JOB => Lines containing the string "full" are to be counted; report the total by itself.

○ ○ ○ ○ ○

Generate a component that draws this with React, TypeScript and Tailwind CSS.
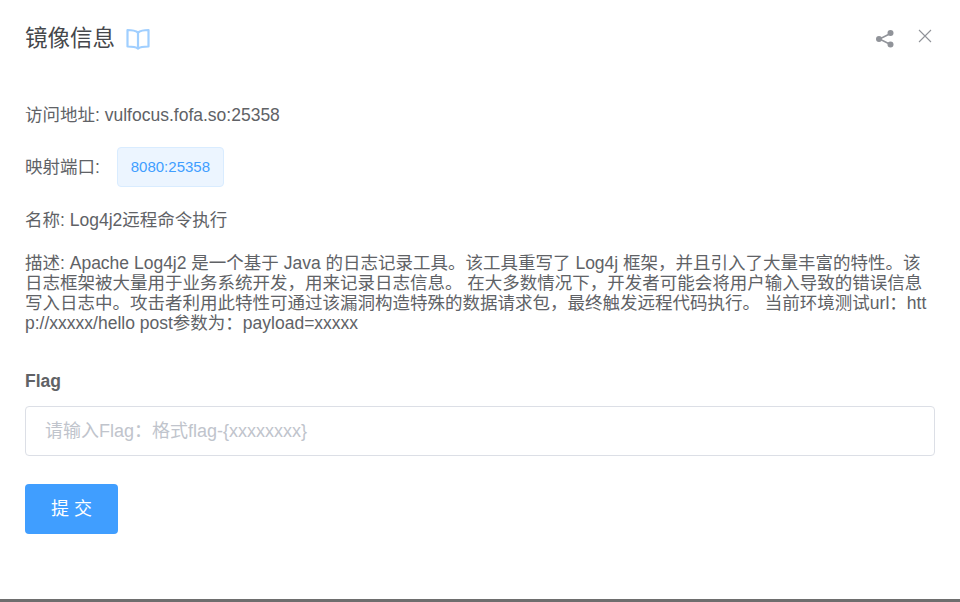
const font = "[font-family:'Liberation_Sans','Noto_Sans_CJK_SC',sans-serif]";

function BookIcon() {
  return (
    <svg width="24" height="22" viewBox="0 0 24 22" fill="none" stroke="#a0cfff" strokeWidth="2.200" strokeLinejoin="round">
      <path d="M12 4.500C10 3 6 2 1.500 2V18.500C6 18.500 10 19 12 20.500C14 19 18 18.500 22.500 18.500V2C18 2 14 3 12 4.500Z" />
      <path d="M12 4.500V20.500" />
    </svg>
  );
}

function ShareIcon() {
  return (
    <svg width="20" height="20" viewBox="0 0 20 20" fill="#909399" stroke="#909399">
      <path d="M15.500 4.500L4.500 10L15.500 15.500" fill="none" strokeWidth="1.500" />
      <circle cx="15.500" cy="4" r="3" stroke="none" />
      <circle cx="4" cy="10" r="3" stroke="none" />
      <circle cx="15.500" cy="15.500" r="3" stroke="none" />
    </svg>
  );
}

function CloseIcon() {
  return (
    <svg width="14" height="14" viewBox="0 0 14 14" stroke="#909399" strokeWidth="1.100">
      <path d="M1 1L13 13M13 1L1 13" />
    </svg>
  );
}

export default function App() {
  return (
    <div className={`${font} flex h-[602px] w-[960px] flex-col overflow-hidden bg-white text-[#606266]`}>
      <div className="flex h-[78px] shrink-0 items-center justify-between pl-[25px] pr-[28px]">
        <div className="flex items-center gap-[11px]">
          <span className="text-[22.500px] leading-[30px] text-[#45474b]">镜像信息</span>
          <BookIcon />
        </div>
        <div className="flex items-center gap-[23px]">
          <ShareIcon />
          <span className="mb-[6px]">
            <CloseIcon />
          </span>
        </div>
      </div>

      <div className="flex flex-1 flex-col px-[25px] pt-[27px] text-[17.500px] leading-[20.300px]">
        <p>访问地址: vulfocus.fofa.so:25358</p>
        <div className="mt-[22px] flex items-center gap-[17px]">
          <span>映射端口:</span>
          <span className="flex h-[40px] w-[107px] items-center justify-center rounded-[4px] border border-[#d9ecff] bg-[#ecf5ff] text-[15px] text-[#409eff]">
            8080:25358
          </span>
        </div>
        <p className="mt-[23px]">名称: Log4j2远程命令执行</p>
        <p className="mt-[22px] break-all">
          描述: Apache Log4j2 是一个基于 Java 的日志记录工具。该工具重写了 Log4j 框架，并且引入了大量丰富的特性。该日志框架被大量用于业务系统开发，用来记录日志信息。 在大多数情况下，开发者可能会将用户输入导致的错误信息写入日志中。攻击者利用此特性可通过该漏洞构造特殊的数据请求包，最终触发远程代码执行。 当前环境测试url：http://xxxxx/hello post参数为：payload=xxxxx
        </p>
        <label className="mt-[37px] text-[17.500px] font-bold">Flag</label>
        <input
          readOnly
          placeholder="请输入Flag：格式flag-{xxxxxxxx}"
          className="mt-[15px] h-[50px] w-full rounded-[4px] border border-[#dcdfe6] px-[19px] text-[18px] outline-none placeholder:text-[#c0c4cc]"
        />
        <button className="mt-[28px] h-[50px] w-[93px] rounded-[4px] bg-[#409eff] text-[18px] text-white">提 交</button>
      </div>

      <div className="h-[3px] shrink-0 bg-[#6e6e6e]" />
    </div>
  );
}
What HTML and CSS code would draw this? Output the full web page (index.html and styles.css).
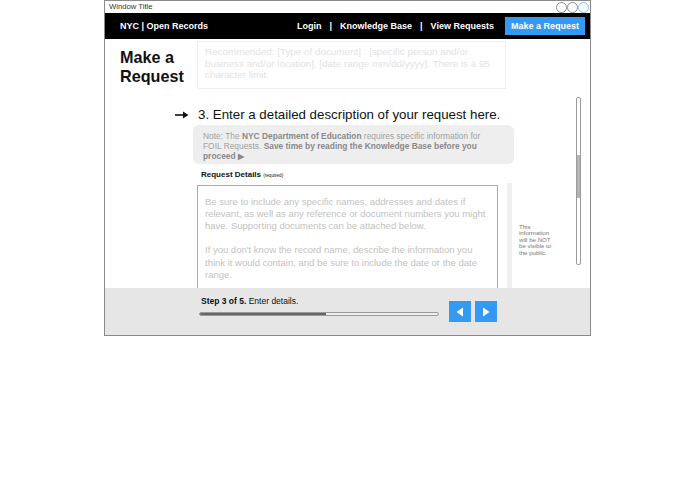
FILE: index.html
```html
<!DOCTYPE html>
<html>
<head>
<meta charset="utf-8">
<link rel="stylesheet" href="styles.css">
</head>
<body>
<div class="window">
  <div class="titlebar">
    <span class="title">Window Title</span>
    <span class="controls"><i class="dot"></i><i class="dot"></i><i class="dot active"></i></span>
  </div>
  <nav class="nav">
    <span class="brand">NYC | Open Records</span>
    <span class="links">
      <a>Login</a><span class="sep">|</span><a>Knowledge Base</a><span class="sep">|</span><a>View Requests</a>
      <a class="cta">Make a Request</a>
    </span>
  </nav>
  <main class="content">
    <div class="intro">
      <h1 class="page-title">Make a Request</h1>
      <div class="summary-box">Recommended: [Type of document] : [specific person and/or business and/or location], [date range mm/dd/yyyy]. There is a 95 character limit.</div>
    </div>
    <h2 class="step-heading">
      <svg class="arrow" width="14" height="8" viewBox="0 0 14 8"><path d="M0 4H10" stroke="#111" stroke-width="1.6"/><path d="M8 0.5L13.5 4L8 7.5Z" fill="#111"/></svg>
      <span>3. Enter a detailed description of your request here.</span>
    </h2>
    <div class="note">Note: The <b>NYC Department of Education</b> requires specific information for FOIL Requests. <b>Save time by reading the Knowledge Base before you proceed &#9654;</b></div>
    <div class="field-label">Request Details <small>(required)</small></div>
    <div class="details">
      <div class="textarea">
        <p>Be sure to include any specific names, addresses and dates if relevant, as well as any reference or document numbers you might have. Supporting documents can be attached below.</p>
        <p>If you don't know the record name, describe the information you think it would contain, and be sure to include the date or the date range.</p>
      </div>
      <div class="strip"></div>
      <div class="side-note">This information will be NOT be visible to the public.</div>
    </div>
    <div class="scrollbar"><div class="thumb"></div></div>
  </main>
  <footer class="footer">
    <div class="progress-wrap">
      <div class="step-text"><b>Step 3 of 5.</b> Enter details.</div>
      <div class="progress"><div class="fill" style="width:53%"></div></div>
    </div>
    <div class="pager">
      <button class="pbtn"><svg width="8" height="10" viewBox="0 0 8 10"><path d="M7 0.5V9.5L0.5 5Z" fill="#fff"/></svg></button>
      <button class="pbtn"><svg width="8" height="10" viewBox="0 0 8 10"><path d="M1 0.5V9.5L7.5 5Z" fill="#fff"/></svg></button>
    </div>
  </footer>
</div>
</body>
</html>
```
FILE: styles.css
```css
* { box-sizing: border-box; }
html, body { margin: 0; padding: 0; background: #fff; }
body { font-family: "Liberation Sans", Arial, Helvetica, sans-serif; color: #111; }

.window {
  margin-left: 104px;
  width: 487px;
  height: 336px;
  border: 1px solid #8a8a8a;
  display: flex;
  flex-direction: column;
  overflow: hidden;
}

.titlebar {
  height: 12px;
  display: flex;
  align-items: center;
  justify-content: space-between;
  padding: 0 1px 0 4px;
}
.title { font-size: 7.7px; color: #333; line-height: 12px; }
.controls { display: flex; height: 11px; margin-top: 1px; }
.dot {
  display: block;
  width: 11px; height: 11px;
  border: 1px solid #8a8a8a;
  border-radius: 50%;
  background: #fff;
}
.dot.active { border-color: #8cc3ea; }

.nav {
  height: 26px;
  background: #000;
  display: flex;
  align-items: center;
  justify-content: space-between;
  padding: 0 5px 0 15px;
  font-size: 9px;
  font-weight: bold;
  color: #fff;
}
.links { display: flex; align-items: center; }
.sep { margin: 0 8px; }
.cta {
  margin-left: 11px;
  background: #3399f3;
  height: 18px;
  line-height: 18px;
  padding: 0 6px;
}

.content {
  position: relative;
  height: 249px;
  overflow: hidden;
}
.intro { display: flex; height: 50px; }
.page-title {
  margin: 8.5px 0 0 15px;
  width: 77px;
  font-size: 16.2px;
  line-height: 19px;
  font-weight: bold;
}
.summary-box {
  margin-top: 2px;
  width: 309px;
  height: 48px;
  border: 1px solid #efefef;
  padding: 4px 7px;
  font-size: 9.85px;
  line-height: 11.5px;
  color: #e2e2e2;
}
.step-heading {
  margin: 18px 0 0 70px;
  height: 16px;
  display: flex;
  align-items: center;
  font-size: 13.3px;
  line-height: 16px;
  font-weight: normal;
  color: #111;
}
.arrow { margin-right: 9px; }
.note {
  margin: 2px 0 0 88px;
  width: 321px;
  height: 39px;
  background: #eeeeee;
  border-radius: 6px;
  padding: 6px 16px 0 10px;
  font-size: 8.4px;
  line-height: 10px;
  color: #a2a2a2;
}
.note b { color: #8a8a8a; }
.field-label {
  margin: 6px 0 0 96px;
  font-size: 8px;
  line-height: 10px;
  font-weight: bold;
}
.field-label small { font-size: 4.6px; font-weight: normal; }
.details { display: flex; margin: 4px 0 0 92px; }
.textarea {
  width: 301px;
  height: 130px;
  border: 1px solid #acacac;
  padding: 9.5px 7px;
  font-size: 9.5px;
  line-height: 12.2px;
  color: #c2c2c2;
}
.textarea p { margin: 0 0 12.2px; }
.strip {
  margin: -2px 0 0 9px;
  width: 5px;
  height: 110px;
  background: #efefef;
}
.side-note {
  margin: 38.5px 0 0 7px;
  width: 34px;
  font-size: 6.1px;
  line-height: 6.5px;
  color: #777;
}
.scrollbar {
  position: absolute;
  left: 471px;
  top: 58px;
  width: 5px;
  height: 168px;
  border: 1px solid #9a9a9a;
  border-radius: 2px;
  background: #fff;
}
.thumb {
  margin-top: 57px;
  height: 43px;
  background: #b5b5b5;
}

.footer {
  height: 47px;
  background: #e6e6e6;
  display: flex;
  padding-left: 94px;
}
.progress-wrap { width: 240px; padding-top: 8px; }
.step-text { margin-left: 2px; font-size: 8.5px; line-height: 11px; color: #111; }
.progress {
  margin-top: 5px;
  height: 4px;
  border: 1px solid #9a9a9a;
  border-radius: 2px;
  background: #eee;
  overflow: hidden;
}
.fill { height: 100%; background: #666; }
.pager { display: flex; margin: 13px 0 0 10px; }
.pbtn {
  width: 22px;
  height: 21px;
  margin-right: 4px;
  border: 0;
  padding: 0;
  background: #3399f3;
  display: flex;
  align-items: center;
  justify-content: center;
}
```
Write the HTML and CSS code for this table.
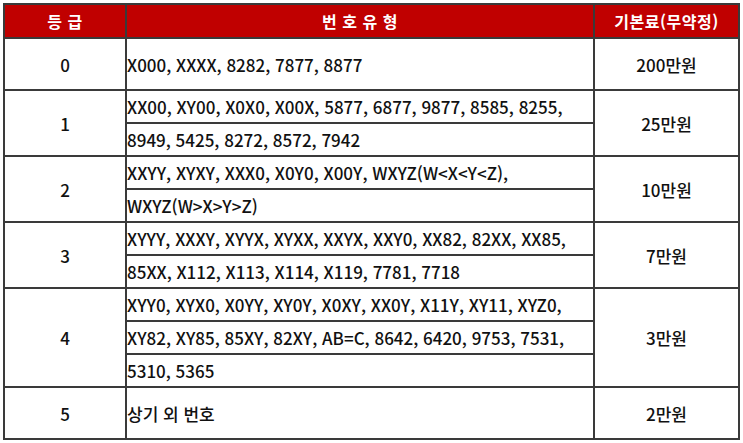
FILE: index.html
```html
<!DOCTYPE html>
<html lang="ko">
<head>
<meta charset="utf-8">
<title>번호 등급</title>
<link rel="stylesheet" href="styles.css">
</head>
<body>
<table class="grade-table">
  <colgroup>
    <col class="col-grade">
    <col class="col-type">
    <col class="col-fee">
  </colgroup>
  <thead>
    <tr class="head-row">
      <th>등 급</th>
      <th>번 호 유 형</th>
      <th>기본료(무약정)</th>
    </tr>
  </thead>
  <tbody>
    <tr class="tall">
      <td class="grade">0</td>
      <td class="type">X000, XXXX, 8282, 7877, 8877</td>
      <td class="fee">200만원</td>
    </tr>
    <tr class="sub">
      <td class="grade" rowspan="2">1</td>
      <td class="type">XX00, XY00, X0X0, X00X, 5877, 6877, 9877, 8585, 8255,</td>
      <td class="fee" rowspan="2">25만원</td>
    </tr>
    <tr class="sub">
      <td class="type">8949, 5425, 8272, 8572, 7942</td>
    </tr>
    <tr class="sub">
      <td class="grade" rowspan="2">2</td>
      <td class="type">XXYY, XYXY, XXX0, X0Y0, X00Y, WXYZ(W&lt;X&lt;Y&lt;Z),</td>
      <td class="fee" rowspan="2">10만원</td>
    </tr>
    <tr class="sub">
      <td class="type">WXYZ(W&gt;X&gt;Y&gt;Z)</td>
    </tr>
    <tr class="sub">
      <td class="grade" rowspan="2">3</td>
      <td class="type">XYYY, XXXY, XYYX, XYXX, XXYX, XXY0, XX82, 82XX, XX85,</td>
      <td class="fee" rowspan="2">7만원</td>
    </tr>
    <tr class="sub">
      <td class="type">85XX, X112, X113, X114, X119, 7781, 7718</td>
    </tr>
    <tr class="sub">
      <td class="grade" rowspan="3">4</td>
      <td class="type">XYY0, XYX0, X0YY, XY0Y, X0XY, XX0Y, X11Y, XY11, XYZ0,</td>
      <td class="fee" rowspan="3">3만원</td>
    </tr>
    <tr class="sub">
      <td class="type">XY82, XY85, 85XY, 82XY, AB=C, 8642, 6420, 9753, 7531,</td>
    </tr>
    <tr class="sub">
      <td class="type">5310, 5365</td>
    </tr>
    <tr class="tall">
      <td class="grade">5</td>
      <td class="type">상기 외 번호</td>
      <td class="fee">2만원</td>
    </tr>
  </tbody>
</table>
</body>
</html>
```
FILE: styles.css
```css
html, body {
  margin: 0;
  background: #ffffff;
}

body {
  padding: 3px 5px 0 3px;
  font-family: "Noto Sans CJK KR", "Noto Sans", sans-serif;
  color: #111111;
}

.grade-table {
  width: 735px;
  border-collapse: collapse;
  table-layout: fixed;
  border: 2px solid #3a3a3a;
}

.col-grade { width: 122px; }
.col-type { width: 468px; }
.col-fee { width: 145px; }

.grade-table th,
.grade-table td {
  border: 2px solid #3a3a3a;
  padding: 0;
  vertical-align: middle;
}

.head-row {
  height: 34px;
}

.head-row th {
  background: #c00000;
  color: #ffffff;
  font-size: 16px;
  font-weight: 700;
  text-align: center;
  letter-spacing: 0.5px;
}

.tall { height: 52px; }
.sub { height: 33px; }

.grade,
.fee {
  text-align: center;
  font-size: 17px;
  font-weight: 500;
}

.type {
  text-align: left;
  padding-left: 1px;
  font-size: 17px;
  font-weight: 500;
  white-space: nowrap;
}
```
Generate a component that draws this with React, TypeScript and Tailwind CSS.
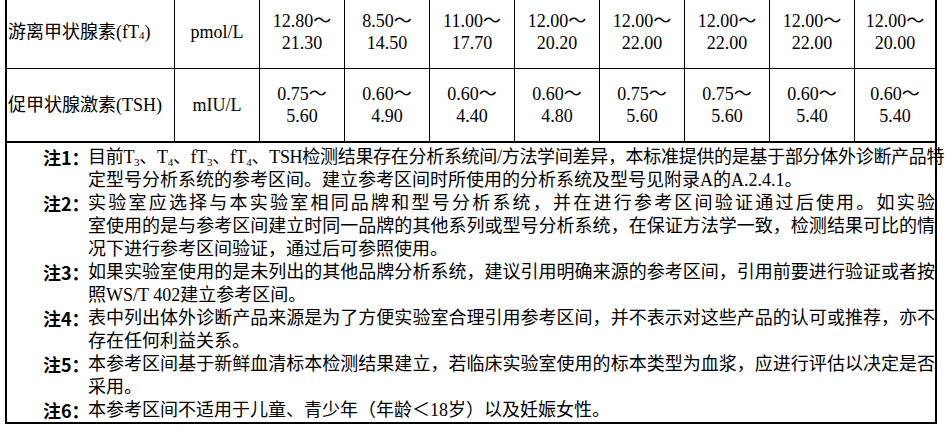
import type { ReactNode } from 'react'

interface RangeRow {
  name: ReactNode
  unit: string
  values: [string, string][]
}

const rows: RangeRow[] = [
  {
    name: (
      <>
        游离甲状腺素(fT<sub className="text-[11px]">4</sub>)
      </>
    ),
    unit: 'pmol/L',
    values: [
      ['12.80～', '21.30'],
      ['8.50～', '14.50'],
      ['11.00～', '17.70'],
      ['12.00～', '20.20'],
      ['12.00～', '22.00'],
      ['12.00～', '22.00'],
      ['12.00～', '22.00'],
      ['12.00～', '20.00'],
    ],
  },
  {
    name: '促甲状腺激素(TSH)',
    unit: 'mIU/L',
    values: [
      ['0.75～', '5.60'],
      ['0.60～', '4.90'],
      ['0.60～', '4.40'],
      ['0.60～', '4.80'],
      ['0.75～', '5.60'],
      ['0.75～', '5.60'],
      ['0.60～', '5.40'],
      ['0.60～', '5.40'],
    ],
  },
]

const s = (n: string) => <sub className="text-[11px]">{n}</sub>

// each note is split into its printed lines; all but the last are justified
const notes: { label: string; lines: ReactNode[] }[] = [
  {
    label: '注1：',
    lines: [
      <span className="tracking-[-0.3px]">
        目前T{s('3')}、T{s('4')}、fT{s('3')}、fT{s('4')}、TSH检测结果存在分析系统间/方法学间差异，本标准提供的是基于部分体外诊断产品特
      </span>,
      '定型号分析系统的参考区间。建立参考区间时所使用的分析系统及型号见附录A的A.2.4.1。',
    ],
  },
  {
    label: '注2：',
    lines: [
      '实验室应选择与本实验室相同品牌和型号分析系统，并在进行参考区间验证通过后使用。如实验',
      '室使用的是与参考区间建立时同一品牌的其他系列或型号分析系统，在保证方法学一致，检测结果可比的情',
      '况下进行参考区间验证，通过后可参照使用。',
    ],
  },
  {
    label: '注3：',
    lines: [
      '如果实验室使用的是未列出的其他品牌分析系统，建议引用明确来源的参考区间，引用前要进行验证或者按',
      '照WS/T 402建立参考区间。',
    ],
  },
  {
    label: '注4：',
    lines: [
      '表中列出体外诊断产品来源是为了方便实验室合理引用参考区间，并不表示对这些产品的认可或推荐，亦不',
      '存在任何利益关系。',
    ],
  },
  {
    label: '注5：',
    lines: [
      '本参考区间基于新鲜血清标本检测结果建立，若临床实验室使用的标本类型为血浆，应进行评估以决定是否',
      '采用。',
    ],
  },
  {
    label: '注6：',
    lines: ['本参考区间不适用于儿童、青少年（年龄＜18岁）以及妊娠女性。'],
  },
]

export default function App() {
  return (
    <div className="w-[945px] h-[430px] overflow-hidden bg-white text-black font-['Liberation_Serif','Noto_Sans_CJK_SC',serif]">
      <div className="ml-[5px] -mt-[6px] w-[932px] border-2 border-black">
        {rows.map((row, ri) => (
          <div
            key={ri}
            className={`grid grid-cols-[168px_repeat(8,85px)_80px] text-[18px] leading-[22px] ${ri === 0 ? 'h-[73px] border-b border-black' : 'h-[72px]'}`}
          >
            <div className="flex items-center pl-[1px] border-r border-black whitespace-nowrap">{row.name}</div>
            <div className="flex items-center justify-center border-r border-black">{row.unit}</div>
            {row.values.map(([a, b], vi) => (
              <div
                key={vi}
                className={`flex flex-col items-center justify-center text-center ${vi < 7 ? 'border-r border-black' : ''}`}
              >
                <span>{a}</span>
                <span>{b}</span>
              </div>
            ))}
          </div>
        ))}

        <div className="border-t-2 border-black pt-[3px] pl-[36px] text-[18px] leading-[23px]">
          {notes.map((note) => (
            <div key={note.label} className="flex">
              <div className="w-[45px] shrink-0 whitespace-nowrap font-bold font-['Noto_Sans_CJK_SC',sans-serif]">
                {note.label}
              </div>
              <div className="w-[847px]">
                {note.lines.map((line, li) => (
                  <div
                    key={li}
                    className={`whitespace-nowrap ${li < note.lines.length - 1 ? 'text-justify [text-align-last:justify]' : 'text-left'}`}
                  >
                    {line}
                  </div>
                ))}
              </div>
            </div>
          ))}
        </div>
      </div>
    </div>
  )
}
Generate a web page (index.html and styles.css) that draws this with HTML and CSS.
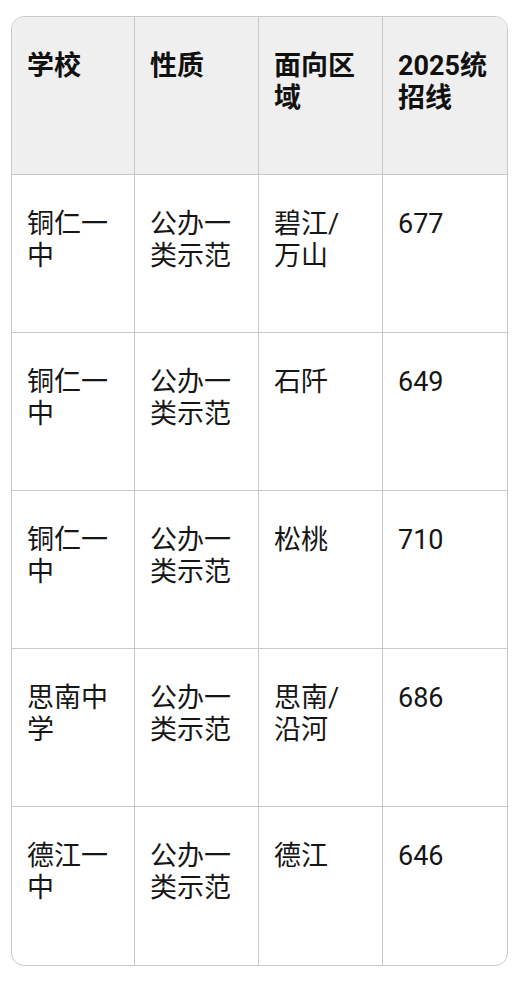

○ ○ ○ ○ ○

FINAL RESULT => 2